Web page code records:
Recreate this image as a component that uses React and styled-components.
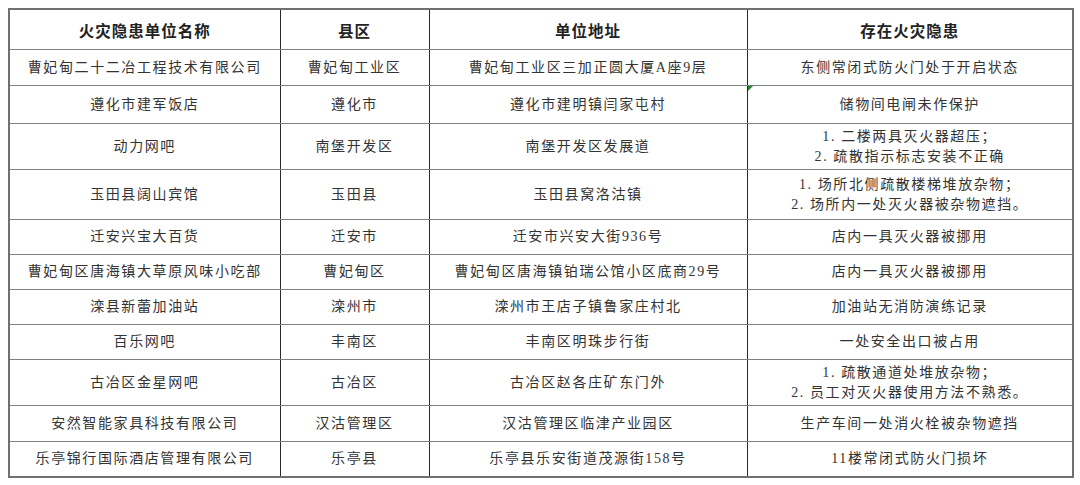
import React from 'react';
import styled, { createGlobalStyle } from 'styled-components';

const GlobalStyle = createGlobalStyle`
  html, body {
    margin: 0;
    padding: 0;
    background: #fff;
  }
`;

const Page = styled.div`
  padding: 8px 0 0 8px;
`;

const Table = styled.table`
  width: 1064px;
  border-collapse: collapse;
  table-layout: fixed;
  border: 2px solid #707070;
`;

const HeadCell = styled.th`
  height: ${(p) => p.$h}px;
  padding: 0;
  border-top: 1.5px solid #808080;
  border-bottom: 1.5px solid #808080;
  border-left: 1px solid #2a2a2a;
  border-right: 1px solid #2a2a2a;
  font-family: "Noto Sans CJK SC", "Noto Sans", sans-serif;
  font-weight: 700;
  font-size: 15.5px;
  letter-spacing: 1px;
  color: #222;
  text-align: center;
  vertical-align: middle;
`;

const Cell = styled.td`
  position: relative;
  height: ${(p) => p.$h}px;
  padding: 0;
  border-top: 1.5px solid #808080;
  border-bottom: 1.5px solid #808080;
  border-left: 1px solid #2a2a2a;
  border-right: 1px solid #2a2a2a;
  font-family: "Liberation Serif", "Noto Sans CJK SC", serif;
  font-size: 14px;
  letter-spacing: 1.6px;
  line-height: 20px;
  color: #333;
  text-align: center;
  vertical-align: middle;
`;

const CommentMark = styled.span`
  position: absolute;
  left: 0;
  top: 0;
  width: 0;
  height: 0;
  border-top: 5px solid #1a8a2a;
  border-right: 5px solid transparent;
`;

const cols = [271, 149, 318, 326];

const rows = [
  { h: 35, cells: ['曹妃甸二十二冶工程技术有限公司', '曹妃甸工业区', '曹妃甸工业区三加正圆大厦A座9层', '东侧常闭式防火门处于开启状态'] },
  { h: 37, cells: ['遵化市建军饭店', '遵化市', '遵化市建明镇闫家屯村', '储物间电闸未作保护'], mark: true },
  { h: 45, cells: ['动力网吧', '南堡开发区', '南堡开发区发展道', ['1. 二楼两具灭火器超压；', '2. 疏散指示标志安装不正确']] },
  { h: 49, cells: ['玉田县阔山宾馆', '玉田县', '玉田县窝洛沽镇', ['1. 场所北侧疏散楼梯堆放杂物；', '2. 场所内一处灭火器被杂物遮挡。']] },
  { h: 34, cells: ['迁安兴宝大百货', '迁安市', '迁安市兴安大街936号', '店内一具灭火器被挪用'] },
  { h: 34, cells: ['曹妃甸区唐海镇大草原风味小吃部', '曹妃甸区', '曹妃甸区唐海镇铂瑞公馆小区底商29号', '店内一具灭火器被挪用'] },
  { h: 34, cells: ['滦县新蕾加油站', '滦州市', '滦州市王店子镇鲁家庄村北', '加油站无消防演练记录'] },
  { h: 34, cells: ['百乐网吧', '丰南区', '丰南区明珠步行街', '一处安全出口被占用'] },
  { h: 45, cells: ['古冶区金星网吧', '古冶区', '古冶区赵各庄矿东门外', ['1. 疏散通道处堆放杂物；', '2. 员工对灭火器使用方法不熟悉。']] },
  { h: 35, cells: ['安然智能家具科技有限公司', '汉沽管理区', '汉沽管理区临津产业园区', '生产车间一处消火栓被杂物遮挡'] },
  { h: 34, cells: ['乐亭锦行国际酒店管理有限公司', '乐亭县', '乐亭县乐安街道茂源街158号', '11楼常闭式防火门损坏'] },
];

const headers = ['火灾隐患单位名称', '县区', '单位地址', '存在火灾隐患'];

function renderContent(c) {
  if (Array.isArray(c)) {
    return c.map((line, i) => (
      <React.Fragment key={i}>
        {i > 0 && <br />}
        {line}
      </React.Fragment>
    ));
  }
  return c;
}

export default function App() {
  return (
    <>
      <GlobalStyle />
      <Page>
        <Table>
          <colgroup>
            {cols.map((w, i) => (
              <col key={i} style={{ width: w }} />
            ))}
          </colgroup>
          <thead>
            <tr>
              {headers.map((h) => (
                <HeadCell key={h} $h={39}>{h}</HeadCell>
              ))}
            </tr>
          </thead>
          <tbody>
            {rows.map((r, ri) => (
              <tr key={ri}>
                {r.cells.map((c, ci) => (
                  <Cell key={ci} $h={r.h}>
                    {r.mark && ci === 3 && <CommentMark />}
                    {renderContent(c)}
                  </Cell>
                ))}
              </tr>
            ))}
          </tbody>
        </Table>
      </Page>
    </>
  );
}
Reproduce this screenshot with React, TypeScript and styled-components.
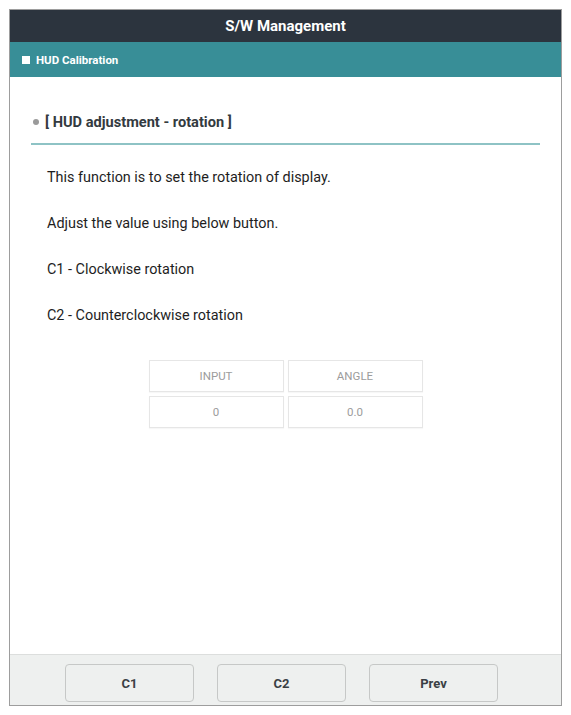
import React from "react";
import styled, { createGlobalStyle } from "styled-components";

const GlobalStyle = createGlobalStyle`
  html, body {
    margin: 0;
    padding: 0;
    background: #ffffff;
  }
  body {
    font-family: Roboto, "Noto Sans", Arial, sans-serif;
  }
`;

const Frame = styled.div`
  box-sizing: border-box;
  margin: 9px 0 0 9px;
  width: 553px;
  height: 697px;
  display: flex;
  flex-direction: column;
  border: 1px solid #9d9d9d;
  background: #fff;
`;

const TopBar = styled.div`
  height: 32px;
  background: #2c343e;
  color: #fff;
  font-size: 15px;
  font-weight: 700;
  display: flex;
  align-items: center;
  justify-content: center;
`;

const SubBar = styled.div`
  height: 35px;
  background: #388e97;
  color: #fff;
  font-size: 11.5px;
  font-weight: 700;
  display: flex;
  align-items: center;
  gap: 6px;
  padding-left: 12px;
`;

const Square = styled.span`
  width: 8px;
  height: 8px;
  background: #fff;
`;

const Content = styled.div`
  flex: 1;
  padding: 35px 21px 0 21px;
`;

const SectionTitle = styled.div`
  display: flex;
  align-items: center;
  gap: 6px;
  height: 20px;
  padding-left: 2px;
  font-size: 14.6px;
  font-weight: 700;
  color: #333a40;
`;

const Bullet = styled.span`
  width: 6px;
  height: 6px;
  border-radius: 50%;
  background: #9a9a9a;
`;

const Divider = styled.div`
  height: 2px;
  background: #8ec3c5;
  margin: 11px 0 10px;
`;

const Text = styled.p`
  margin: 0;
  padding-left: 16px;
  font-size: 14.4px;
  line-height: 46px;
  color: #1e1e1e;
`;

const Table = styled.div`
  display: grid;
  grid-template-columns: 135px 135px;
  grid-auto-rows: 32px;
  gap: 4px;
  justify-content: center;
  margin-top: 21px;
`;

const Cell = styled.div`
  box-sizing: border-box;
  border: 1px solid #e6e6e6;
  box-shadow: 0 1px 1px rgba(0, 0, 0, 0.03);
  display: flex;
  align-items: center;
  justify-content: center;
  font-size: 11.5px;
  color: #9c9c9c;
`;

const Footer = styled.div`
  height: 51px;
  border-top: 1px solid #dcdedd;
  background: #eef0ef;
  display: flex;
  justify-content: center;
  align-items: flex-start;
  gap: 23px;
  padding: 9px 8px 0 0;
  box-sizing: border-box;
`;

const Button = styled.button`
  width: 129px;
  height: 38px;
  border: 1px solid #c6c8c7;
  border-radius: 4px;
  background: #eef0ef;
  font-family: Roboto, "Noto Sans", Arial, sans-serif;
  font-size: 13px;
  font-weight: 700;
  color: #3a3f44;
`;

const lines = [
  "This function is to set the rotation of display.",
  "Adjust the value using below button.",
  "C1 - Clockwise rotation",
  "C2 - Counterclockwise rotation",
];

const cells = ["INPUT", "ANGLE", "0", "0.0"];

const App: React.FC = () => (
  <>
    <GlobalStyle />
    <Frame>
      <TopBar>S/W Management</TopBar>
      <SubBar>
        <Square />
        HUD Calibration
      </SubBar>
      <Content>
        <SectionTitle>
          <Bullet />[ HUD adjustment - rotation ]
        </SectionTitle>
        <Divider />
        {lines.map((l) => (
          <Text key={l}>{l}</Text>
        ))}
        <Table>
          {cells.map((c) => (
            <Cell key={c}>{c}</Cell>
          ))}
        </Table>
      </Content>
      <Footer>
        <Button>C1</Button>
        <Button>C2</Button>
        <Button>Prev</Button>
      </Footer>
    </Frame>
  </>
);

export default App;
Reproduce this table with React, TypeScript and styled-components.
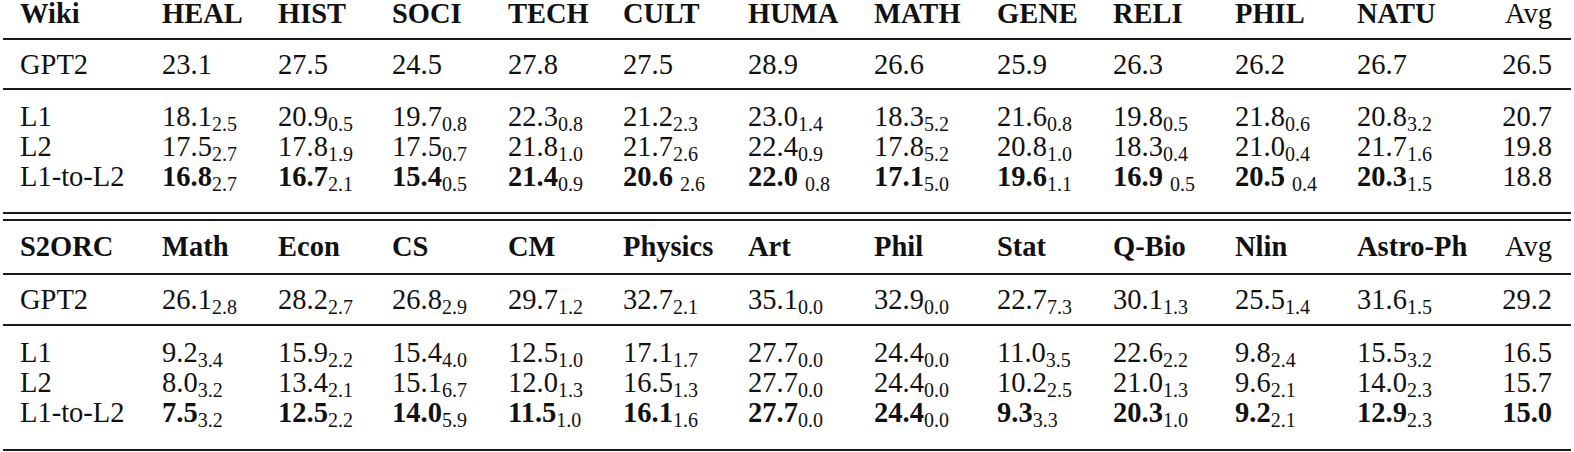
import React from 'react';
import styled, { createGlobalStyle } from 'styled-components';

const GlobalStyle = createGlobalStyle`
  html, body {
    margin: 0;
    padding: 0;
    background: #ffffff;
  }
  body {
    font-family: "Liberation Serif", "Times New Roman", Times, "DejaVu Serif", serif;
    color: #111111;
  }
`;

const Table = styled.div`
  width: 1568px;
  margin: 0 3px;
  font-family: "Liberation Serif", "Times New Roman", Times, "DejaVu Serif", serif;
  font-size: 28.5px;
`;

const Block = styled.div<{ $pt: number; $pb: number }>`
  padding-top: ${({ $pt }) => $pt}px;
  padding-bottom: ${({ $pb }) => $pb}px;
`;

const Rule = styled.div<{ $double?: boolean }>`
  height: ${({ $double }) => ($double ? '5px' : '0')};
  border-top: 2px solid #1a1a1a;
  border-bottom: ${({ $double }) => ($double ? '2px solid #1a1a1a' : 'none')};
`;

const Row = styled.div<{ $lh: number }>`
  display: grid;
  grid-template-columns: 142px 116px 114px 116px 115px 125px 126px 123px 116px 122px 122px 140px 1fr;
  padding: 0 19px 0 17px;
  height: ${({ $lh }) => $lh}px;
  line-height: ${({ $lh }) => $lh}px;
  white-space: nowrap;
`;

const Cell = styled.div<{ $bold?: boolean; $right?: boolean }>`
  font-weight: ${({ $bold }) => ($bold ? 700 : 400)};
  text-align: ${({ $right }) => ($right ? 'right' : 'left')};
`;

const Sub = styled.span<{ $gap?: boolean }>`
  font-size: 20px;
  font-weight: 400;
  line-height: 0;
  vertical-align: -5px;
  margin-left: ${({ $gap }) => ($gap ? '7px' : '0')};
`;

type RowData = { label: string; cells: string[]; avg: string; bold?: boolean; avgBold?: boolean };

const Value: React.FC<{ text: string; bold?: boolean }> = ({ text, bold }) => {
  const [main, sub] = text.split('_');
  const gap = main.endsWith(' ');
  return (
    <Cell $bold={bold}>
      {main.trim()}
      {sub && <Sub $gap={gap}>{sub}</Sub>}
    </Cell>
  );
};

const HeaderRow: React.FC<{ cols: string[]; lh: number }> = ({ cols, lh }) => (
  <Row $lh={lh}>
    {cols.map((c) => (
      <Cell key={c} $bold>
        {c}
      </Cell>
    ))}
    <Cell $right>Avg</Cell>
  </Row>
);

const DataRow: React.FC<{ row: RowData }> = ({ row }) => (
  <Row $lh={30}>
    <Cell>{row.label}</Cell>
    {row.cells.map((v, i) => (
      <Value key={i} text={v} bold={row.bold} />
    ))}
    <Cell $right $bold={row.avgBold}>
      {row.avg}
    </Cell>
  </Row>
);

const wiki = {
  cols: ['Wiki', 'HEAL', 'HIST', 'SOCI', 'TECH', 'CULT', 'HUMA', 'MATH', 'GENE', 'RELI', 'PHIL', 'NATU'],
  base: {
    label: 'GPT2',
    cells: ['23.1', '27.5', '24.5', '27.8', '27.5', '28.9', '26.6', '25.9', '26.3', '26.2', '26.7'],
    avg: '26.5',
  },
  rows: [
    {
      label: 'L1',
      cells: ['18.1_2.5', '20.9_0.5', '19.7_0.8', '22.3_0.8', '21.2_2.3', '23.0_1.4', '18.3_5.2', '21.6_0.8', '19.8_0.5', '21.8_0.6', '20.8_3.2'],
      avg: '20.7',
    },
    {
      label: 'L2',
      cells: ['17.5_2.7', '17.8_1.9', '17.5_0.7', '21.8_1.0', '21.7_2.6', '22.4_0.9', '17.8_5.2', '20.8_1.0', '18.3_0.4', '21.0_0.4', '21.7_1.6'],
      avg: '19.8',
    },
    {
      label: 'L1-to-L2',
      cells: ['16.8_2.7', '16.7_2.1', '15.4_0.5', '21.4_0.9', '20.6 _2.6', '22.0 _0.8', '17.1_5.0', '19.6_1.1', '16.9 _0.5', '20.5 _0.4', '20.3_1.5'],
      avg: '18.8',
      bold: true,
    },
  ] as RowData[],
};

const s2orc = {
  cols: ['S2ORC', 'Math', 'Econ', 'CS', 'CM', 'Physics', 'Art', 'Phil', 'Stat', 'Q-Bio', 'Nlin', 'Astro-Ph'],
  base: {
    label: 'GPT2',
    cells: ['26.1_2.8', '28.2_2.7', '26.8_2.9', '29.7_1.2', '32.7_2.1', '35.1_0.0', '32.9_0.0', '22.7_7.3', '30.1_1.3', '25.5_1.4', '31.6_1.5'],
    avg: '29.2',
  },
  rows: [
    {
      label: 'L1',
      cells: ['9.2_3.4', '15.9_2.2', '15.4_4.0', '12.5_1.0', '17.1_1.7', '27.7_0.0', '24.4_0.0', '11.0_3.5', '22.6_2.2', '9.8_2.4', '15.5_3.2'],
      avg: '16.5',
    },
    {
      label: 'L2',
      cells: ['8.0_3.2', '13.4_2.1', '15.1_6.7', '12.0_1.3', '16.5_1.3', '27.7_0.0', '24.4_0.0', '10.2_2.5', '21.0_1.3', '9.6_2.1', '14.0_2.3'],
      avg: '15.7',
    },
    {
      label: 'L1-to-L2',
      cells: ['7.5_3.2', '12.5_2.2', '14.0_5.9', '11.5_1.0', '16.1_1.6', '27.7_0.0', '24.4_0.0', '9.3_3.3', '20.3_1.0', '9.2_2.1', '12.9_2.3'],
      avg: '15.0',
      bold: true,
      avgBold: true,
    },
  ] as RowData[],
};

export default function App() {
  return (
    <>
      <GlobalStyle />
      <Table>
        <Block $pt={0} $pb={10}>
          <HeaderRow cols={wiki.cols} lh={28} />
        </Block>
        <Rule />
        <Block $pt={10} $pb={8}>
          <DataRow row={wiki.base} />
        </Block>
        <Rule />
        <Block $pt={12} $pb={20}>
          {wiki.rows.map((r) => (
            <DataRow key={r.label} row={r} />
          ))}
        </Block>
        <Rule $double />
        <Block $pt={11} $pb={11}>
          <HeaderRow cols={s2orc.cols} lh={30} />
        </Block>
        <Rule />
        <Block $pt={10} $pb={9}>
          <DataRow row={s2orc.base} />
        </Block>
        <Rule />
        <Block $pt={12} $pb={21}>
          {s2orc.rows.map((r) => (
            <DataRow key={r.label} row={r} />
          ))}
        </Block>
        <Rule />
      </Table>
    </>
  );
}
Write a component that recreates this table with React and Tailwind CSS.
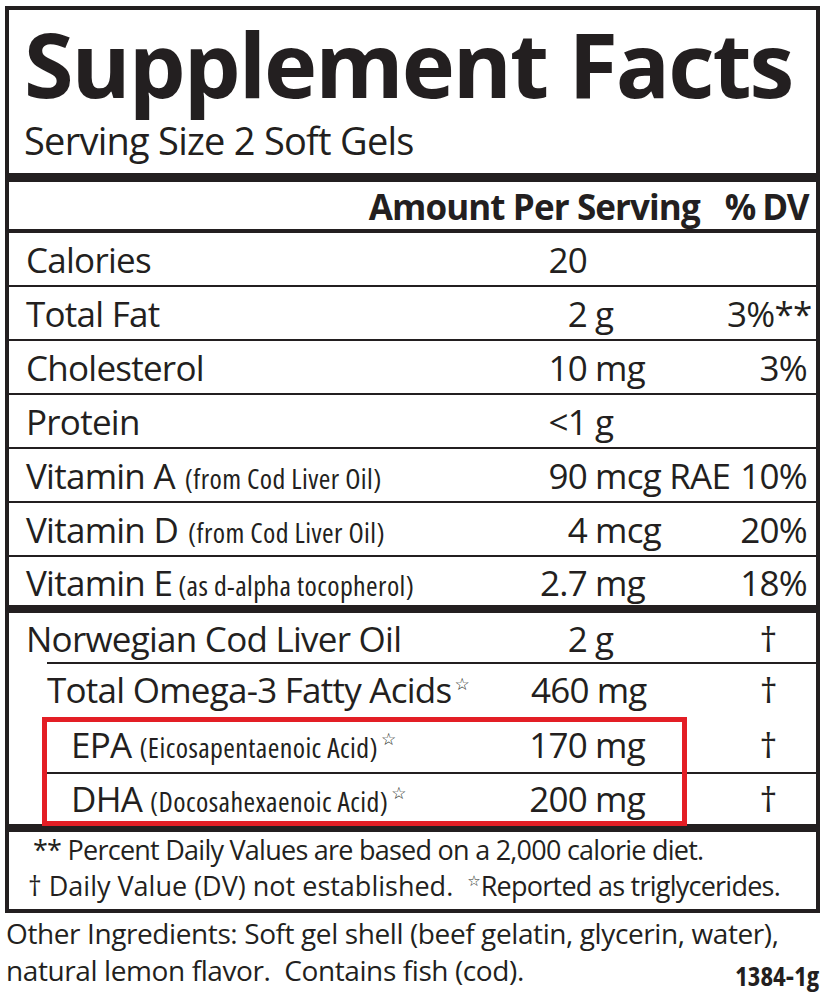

**WRITTEN TASK:** Copy all lines above containing the string "Reproduce".

**ANSWER TO THIS EXERCISE:**
Reproduce this screenshot with React, TypeScript and styled-components.
Reproduce this table with React, TypeScript and styled-components.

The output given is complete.